Alafair pointedly did not look back at the bordello. Henry's little cottage behind the fence seemed like a pleasant place, homey and neat. But because the relationship between the late Mrs. Bent and the working girls, Henry's uncle, and probably Henry, certainly knew what kind of an establishment was operating ten yards from their front door. Of course, Henry probably didn't suspect that Alafair had the slightest inkling, and she wasn't going to tell him otherwise. “A friend of mine lives on this street up near town,” she said. That was true. “I figured I'd go home this way just for a change of scenery.” That was not quite as true, but it satisfied Henry.

He chuckled. “Well, yonder dried up field of buffalo grass and cockleburs isn't much of a view, but I hope you enjoy it. And now, if you'll excuse me, I'm running late, so I better be off to work. My regards to your family. Goodbye, children.” He tipped his hat and headed down the road.

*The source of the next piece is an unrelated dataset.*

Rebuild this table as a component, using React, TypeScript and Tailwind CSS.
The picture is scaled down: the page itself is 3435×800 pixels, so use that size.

Alafair breathed a relieved sigh and felt a bit ridiculous about it. There was no reason to act like she had been caught doing something unsavory. She had every right to drive down this particular lane. She snapped the reins and turned Missy around the corner.

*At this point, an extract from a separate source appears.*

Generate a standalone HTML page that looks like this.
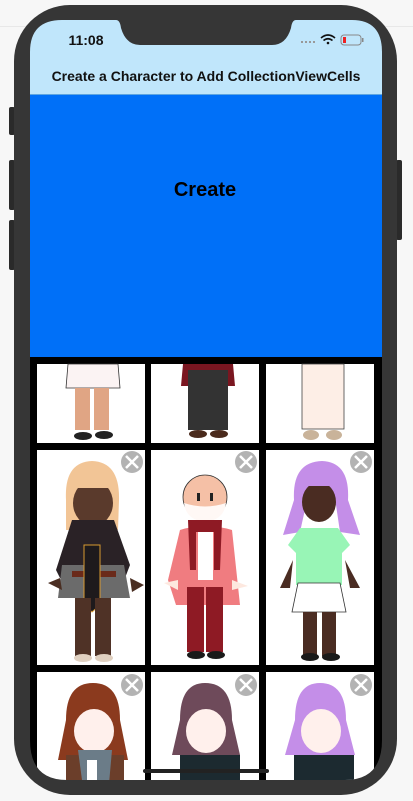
<!DOCTYPE html>
<html><head><meta charset="utf-8"><style>
html,body{margin:0;padding:0;width:413px;height:801px;overflow:hidden;background:#f7f7f7;font-family:"Liberation Sans",Arial,sans-serif}
</style></head><body>
<svg width="413" height="801" viewBox="0 0 413 801" xmlns="http://www.w3.org/2000/svg" style="position:absolute;left:0;top:0">
<defs>
<clipPath id="scr"><path d="M30 20 H116 Q120 20 121 28 Q126 45 140 45 H272 Q286 45 291 28 Q292 20 296 20 H352 Q382 20 382 52 V740 Q382 780 345 780 H67 Q30 780 30 740 V52 Q30 20 62 20 Z"/></clipPath>
<g id="x"><circle r="11" fill="#b3b3b3"/><path d="M-6 -6 L6 6 M6 -6 L-6 6" stroke="#fff" stroke-width="2.5"/></g>
</defs>
<rect x="0" y="26" width="413" height="1" fill="#e8e8e8"/>
<rect x="9" y="107" width="6" height="28" rx="2" fill="#2a2a2a"/>
<rect x="9" y="160" width="6" height="50" rx="2" fill="#2a2a2a"/>
<rect x="9" y="220" width="6" height="50" rx="2" fill="#2a2a2a"/>
<rect x="396" y="160" width="6" height="80" rx="2" fill="#2a2a2a"/>
<rect x="14" y="5" width="383" height="790" rx="56" fill="#363636"/>
<g clip-path="url(#scr)">
<rect x="30" y="20" width="352" height="76" fill="#c0e6fb"/>
<rect x="30" y="94" width="352" height="1" fill="#5fa6e0"/>
<rect x="30" y="95" width="352" height="263" fill="#0070f8"/>
<rect x="30" y="357" width="352" height="430" fill="#000"/>
<!-- cells -->
<g fill="#fff">
<rect x="37" y="364" width="108" height="79"/><rect x="151" y="364" width="108" height="79"/><rect x="266" y="364" width="108" height="79"/>
<rect x="37" y="450" width="108" height="215"/><rect x="151" y="450" width="108" height="215"/><rect x="266" y="450" width="108" height="215"/>
<rect x="37" y="672" width="108" height="120"/><rect x="151" y="672" width="108" height="120"/><rect x="266" y="672" width="108" height="120"/>
</g>
<!-- row1 -->
<path d="M68 364 H118 L120 388 H66 Z" fill="#fbf3f3" stroke="#333" stroke-width="0.8"/>
<rect x="75" y="388" width="15" height="42" fill="#e0a584"/><rect x="94" y="388" width="15" height="42" fill="#e0a584"/>
<ellipse cx="83" cy="436" rx="9" ry="4" fill="#222"/><ellipse cx="104" cy="435" rx="9" ry="4" fill="#222"/>
<path d="M183 364 H233 L235 386 H181 Z" fill="#7a1620"/>
<rect x="188" y="370" width="40" height="60" fill="#333"/>
<ellipse cx="198" cy="434" rx="9" ry="4" fill="#4a2a1c"/><ellipse cx="219" cy="434" rx="9" ry="4" fill="#4a2a1c"/>
<rect x="302" y="364" width="42" height="65" fill="#fdeee6" stroke="#444" stroke-width="0.8"/>
<ellipse cx="311" cy="435" rx="8" ry="5" fill="#c9b39a"/><ellipse cx="334" cy="435" rx="8" ry="5" fill="#c9b39a"/>
<!-- char 1 -->
<path d="M66 500 Q64 462 92 461 Q120 462 119 500 L118 530 H66 Z" fill="#f2c596"/>
<ellipse cx="93" cy="503" rx="20" ry="23" fill="#5a3a2c"/>
<rect x="73" y="478" width="40" height="10" fill="#f2c596"/>
<path d="M72 520 H114 L130 565 L125 578 H60 L56 570 Z" fill="#2a2226"/>
<path d="M62 565 H124 L130 598 H58 Z" fill="#6b6b6b"/>
<rect x="72" y="571" width="44" height="6" fill="#6a2a1a"/>
<path d="M84 545 H100 V605 L92 612 L84 605 Z" fill="#1e1a1c" stroke="#d89a30" stroke-width="1"/>
<path d="M48 583 L60 578 L62 590 Z M130 578 L144 585 L132 592 Z" fill="#4a2e22"/>
<rect x="75" y="598" width="16" height="58" fill="#4f3226"/><rect x="95" y="598" width="16" height="58" fill="#4f3226"/>
<ellipse cx="83" cy="658" rx="9" ry="4" fill="#e0d0c0"/><ellipse cx="104" cy="658" rx="9" ry="4" fill="#e0d0c0"/>
<use href="#x" x="132" y="462"/>
<!-- char 2 -->
<circle cx="205" cy="497" r="22" fill="#f5c0a6" stroke="#333" stroke-width="0.8"/>
<path d="M184 503 Q205 510 226 503 Q224 520 205 522 Q186 520 184 503 Z" fill="#fff8f5"/>
<rect x="197" y="493" width="3" height="8" fill="#222"/><rect x="210" y="493" width="3" height="8" fill="#222"/>
<path d="M180 530 Q205 522 232 530 L240 605 H176 L168 580 Z" fill="#f07c80"/>
<rect x="198" y="530" width="15" height="50" fill="#fff"/>
<path d="M188 520 H222 L220 570 H214 V532 H196 V570 H190 Z" fill="#8e1a24"/>
<path d="M164 583 L178 580 L178 590 Z M232 580 L248 586 L232 590 Z" fill="#fde8df"/>
<rect x="187" y="587" width="17" height="65" fill="#8e1a24"/><rect x="206" y="587" width="17" height="65" fill="#8e1a24"/>
<ellipse cx="196" cy="655" rx="9" ry="4" fill="#1a1a1a"/><ellipse cx="216" cy="655" rx="9" ry="4" fill="#1a1a1a"/>
<use href="#x" x="246" y="462"/>
<!-- char 3 -->
<path d="M294 500 Q292 462 322 461 Q350 462 348 500 L360 535 L340 532 L336 505 H306 L300 532 L283 535 Z" fill="#c48ee8"/>
<ellipse cx="319" cy="502" rx="17" ry="20" fill="#4a2c22"/>
<rect x="300" y="472" width="42" height="14" fill="#c48ee8"/>
<path d="M300 528 H338 L350 545 L342 553 V585 H296 V553 L288 545 Z" fill="#98f5b6"/>
<path d="M293 560 L280 588 L290 588 Z M345 560 L360 588 L350 588 Z" fill="#4a2c22"/>
<path d="M298 583 H340 L346 612 H292 Z" fill="#fff" stroke="#333" stroke-width="0.8"/>
<rect x="303" y="612" width="14" height="44" fill="#4a2c22"/><rect x="322" y="612" width="14" height="44" fill="#4a2c22"/>
<ellipse cx="310" cy="657" rx="9" ry="4" fill="#1a1a1a"/><ellipse cx="331" cy="657" rx="9" ry="4" fill="#1a1a1a"/>
<use href="#x" x="361" y="462"/>
<!-- row3 -->
<path d="M66 720 Q66 683 93 683 Q120 683 120 720 L128 760 H58 Z" fill="#8b3a1e"/>
<ellipse cx="94" cy="731" rx="20" ry="22" fill="#fff0ec"/>
<rect x="72" y="696" width="40" height="10" fill="#8b3a1e"/>
<rect x="66" y="755" width="58" height="40" fill="#6b3e2a"/>
<path d="M78 750 H112 L108 795 H84 Z" fill="#6b7c88"/><rect x="87" y="760" width="10" height="35" fill="#fff"/>
<use href="#x" x="132" y="685"/>
<path d="M180 720 Q180 683 205 683 Q232 683 232 720 L240 755 H172 Z" fill="#6e4a5a"/>
<ellipse cx="206" cy="731" rx="20" ry="22" fill="#fff0ec"/>
<rect x="186" y="696" width="40" height="10" fill="#6e4a5a"/>
<rect x="180" y="755" width="60" height="40" fill="#1c2a30"/>
<use href="#x" x="246" y="685"/>
<path d="M295 720 Q295 683 320 683 Q346 683 346 720 L355 755 H285 Z" fill="#c48ee8"/>
<ellipse cx="321" cy="731" rx="20" ry="22" fill="#fff0ec"/>
<rect x="300" y="696" width="40" height="10" fill="#c48ee8"/>
<rect x="294" y="755" width="60" height="40" fill="#1c2a30"/>
<use href="#x" x="361" y="685"/>
<rect x="143" y="769" width="126" height="4" rx="2" fill="#222"/>
</g>
<text x="86" y="45" font-size="14" font-weight="bold" fill="#111" text-anchor="middle">11:08</text>
<g fill="#999"><rect x="301" y="41" width="2" height="2"/><rect x="305" y="41" width="2" height="2"/><rect x="309" y="41" width="2" height="2"/><rect x="313" y="41" width="2" height="2"/></g>
<path d="M321 38 Q328 32 335 38 M323.5 40.5 Q328 37 332.5 40.5" stroke="#111" stroke-width="1.6" fill="none"/><circle cx="328" cy="43" r="1.3" fill="#111"/>
<rect x="341" y="35" width="20" height="10" rx="3" fill="none" stroke="#888" stroke-width="1"/>
<rect x="343" y="37" width="3" height="6" fill="#e22"/><rect x="362" y="38" width="1.5" height="4" fill="#888"/>
<text x="206" y="81" font-size="14" font-weight="bold" fill="#111" text-anchor="middle">Create a Character to Add CollectionViewCells</text>
<text x="205" y="196" font-size="20" font-weight="bold" fill="#000" text-anchor="middle">Create</text>
</svg>
</body></html>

She nearly ran the buggy off the road when she saw the woman sitting on a stump by the side of the house, dressed in a plain shirtwaist, her face shaded by a straw bonnet. Her head was down and she was clutching her middle, rocking back and forth. Rose—the object of Alafair's fascination.

Alafair jerked the reins and Missy halted with a snort of disapproval and a head shake that jingled the harness.

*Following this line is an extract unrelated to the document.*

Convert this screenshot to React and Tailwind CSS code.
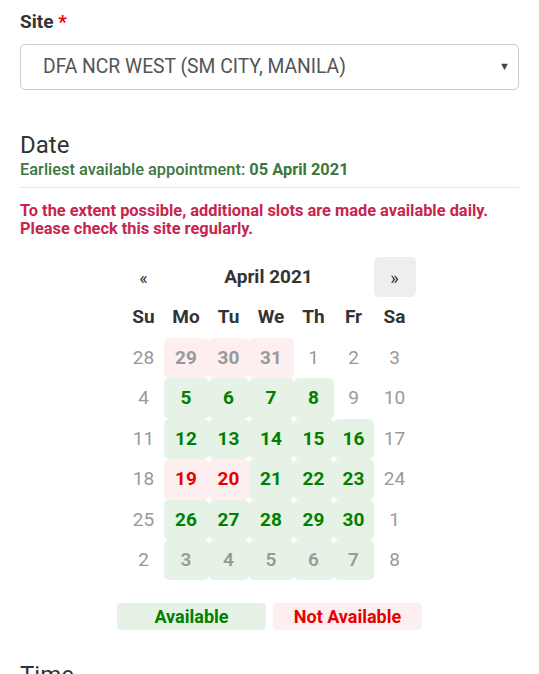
import React from 'react';

const cols = ['Su', 'Mo', 'Tu', 'We', 'Th', 'Fr', 'Sa'];

// kind: o = plain gray, x = not available (pink, gray), a = available (green),
// n = not available (pink, red), f = next month available (green, gray)
const weeks = [
    [['28', 'o'], ['29', 'x'], ['30', 'x'], ['31', 'x'], ['1', 'o'], ['2', 'o'], ['3', 'o']],
    [['4', 'o'], ['5', 'a'], ['6', 'a'], ['7', 'a'], ['8', 'a'], ['9', 'o'], ['10', 'o']],
    [['11', 'o'], ['12', 'a'], ['13', 'a'], ['14', 'a'], ['15', 'a'], ['16', 'a'], ['17', 'o']],
    [['18', 'o'], ['19', 'n'], ['20', 'n'], ['21', 'a'], ['22', 'a'], ['23', 'a'], ['24', 'o']],
    [['25', 'o'], ['26', 'a'], ['27', 'a'], ['28', 'a'], ['29', 'a'], ['30', 'a'], ['1', 'o']],
    [['2', 'o'], ['3', 'f'], ['4', 'f'], ['5', 'f'], ['6', 'f'], ['7', 'f'], ['8', 'o']],
];

const cellStyle = {
    o: 'text-[#999] font-normal',
    x: 'bg-[#fdeef0] text-[#999] font-bold rounded-[5px]',
    a: 'bg-[#e5f2e5] text-[#008000] font-bold rounded-[5px]',
    n: 'bg-[#fdeef0] text-[#e60000] font-bold rounded-[5px]',
    f: 'bg-[#e5f2e5] text-[#999] font-semibold rounded-[5px]',
};

const grid = 'grid grid-cols-[40px_45px_40px_45px_40px_40px_42px]';

const Calendar = () => {
    return (
        <div className="mt-[19px] flex justify-center">
            <div className="text-[19px]">
                <div className={grid + ' h-[40px] items-center text-[#333]'}>
                    <div className="text-center text-[18px]">«</div>
                    <div className="col-span-5 text-center font-bold">April 2021</div>
                    <div className="h-[40px] flex items-center justify-center rounded-[5px] bg-[#eee] text-[18px]">»</div>
                </div>
                <div className={grid + ' h-[41px] items-center text-[#333] font-bold'}>
                    {cols.map((c) => (
                        <div key={c} className="text-center">{c}</div>
                    ))}
                </div>
                {weeks.map((week, i) => (
                    <div key={i} className={grid}>
                        {week.map(([d, k], j) => (
                            <div key={j} className={'h-[40.4px] flex items-center justify-center ' + cellStyle[k]}>
                                {d}
                            </div>
                        ))}
                    </div>
                ))}
            </div>
        </div>
    );
};

const App = () => {
    return (
        <div className="h-[674px] overflow-hidden bg-white px-5 pt-[10px] font-['Roboto',sans-serif]">
            <label className="block text-[19px] leading-[24px] font-bold text-[#333]">
                Site <span className="text-[#e00]">*</span>
            </label>
            <div className="mt-[10px] h-[46px] border border-[#ccc] rounded-[5px] flex items-center justify-between pl-[22px] pr-[8px]">
                <span className="text-[19.3px] text-[#555]">DFA NCR WEST (SM CITY, MANILA)</span>
                <span className="text-[11px] text-[#444]">▼</span>
            </div>

            <h2 className="mt-[40px] text-[24px] leading-[30px] text-[#333]">Date</h2>
            <p className="text-[16.4px] leading-[20px] font-medium text-[#3c763d]">
                Earliest available appointment: <span className="font-bold">05 April 2021</span>
            </p>
            <div className="mt-[7px] border-t border-[#e5e5e5]" />
            <p className="mt-[14px] text-[16.4px] leading-[18px] font-bold text-[#c7254e]">
                To the extent possible, additional slots are made available daily.
                <br />
                Please check this site regularly.
            </p>

            <Calendar />

            <div className="mt-[23px] flex justify-center gap-[7px]">
                <div className="w-[149px] h-[27px] flex items-center justify-center rounded-[4px] bg-[#e5f2e5] text-[18px] font-bold text-[#008000]">
                    Available
                </div>
                <div className="w-[149px] h-[27px] flex items-center justify-center rounded-[4px] bg-[#fdeef0] text-[18px] font-bold text-[#e60000]">
                    Not Available
                </div>
            </div>

            <h2 className="mt-[30px] text-[24px] leading-[30px] text-[#333]">Time</h2>
        </div>
    );
};

export default App;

Rose looked up, startled. Her face was ashen. For an instant their eyes locked, the virtuous woman and the whore. She had been pretty once, Alafair could tell. But her expression was hard as obsidian.

“Are you all right?” Alafair said.

Rose shrank from Alafair's gentle inquiry. “What do you want?”

Alafair was startled by her unfriendly tone. “You look like you're feeling poorly and I wondered if I could help.”

“I ain't sick,” Rose said. Alafair didn't take the hint and leave. Rose's brows knit, as though she were trying to figure out what strange foreign language Alafair was speaking.

It was such an odd expression that Alafair couldn't decide whether to be insulted or laugh. “I'm Miz Shaw Tucker,” Alafair said. “I came by here the other day with my mother-in-law, Miz McBride.”

“I remember. Miz Sally has taken to recruiting missionaries from the bosom of her family.” Her tone was filled with sarcasm. “What did y'all think you we're doing, coming by and bearing gifts? Trying to make Christians of us with a couple jars of jam?”

Alafair straightened. “No, I'm just trying to make a good Christian of myself.” Sally's reason was better than her own.

Rose hesitated at this unexpected response. She regrouped quickly and raised a hand to her hip. “I'll tell you what I keep telling her, lady. Leave me and my girls alone. I guarantee you ain't going to save a one of us.”

“Look, Miz Lovelock, I don't reckon either of us is going to convert the other. Now, what is the matter?”

“Nothing that concerns you. Your kin the sheriff come by to ask me questions about the night Win Avey died. I didn't much enjoy the experience.”

“Mr. Avey, the Secret Service man that got murdered? Was he a friend of yours?”

The idea caused Rose to laugh. “A friend? I hated him. He was the bouncer for Star Karsten when I worked there, and he was cruel to us girls just for the fun of it. The world is well shet of him.”

“But…”

Rose didn't give her a chance to continue. “You better get on before somebody sees you talking to me or my evil influence infects them children.”

Almost against her will, Alafair cast a look at the Bent house. Rose was right. It would do her no good to be seen in conversation with a madam. “All right then. Good day.”

There was no reply, just a hard stare. Alafair flicked the reins and moved on. They were a quarter-mile down the road when Chase leaned over the seat back. “Who was that lady, Aunt Alafair?”

“Just somebody I know, sugar. We don't need to tell anybody that we stopped by to talk to her, all right? Now sit down.”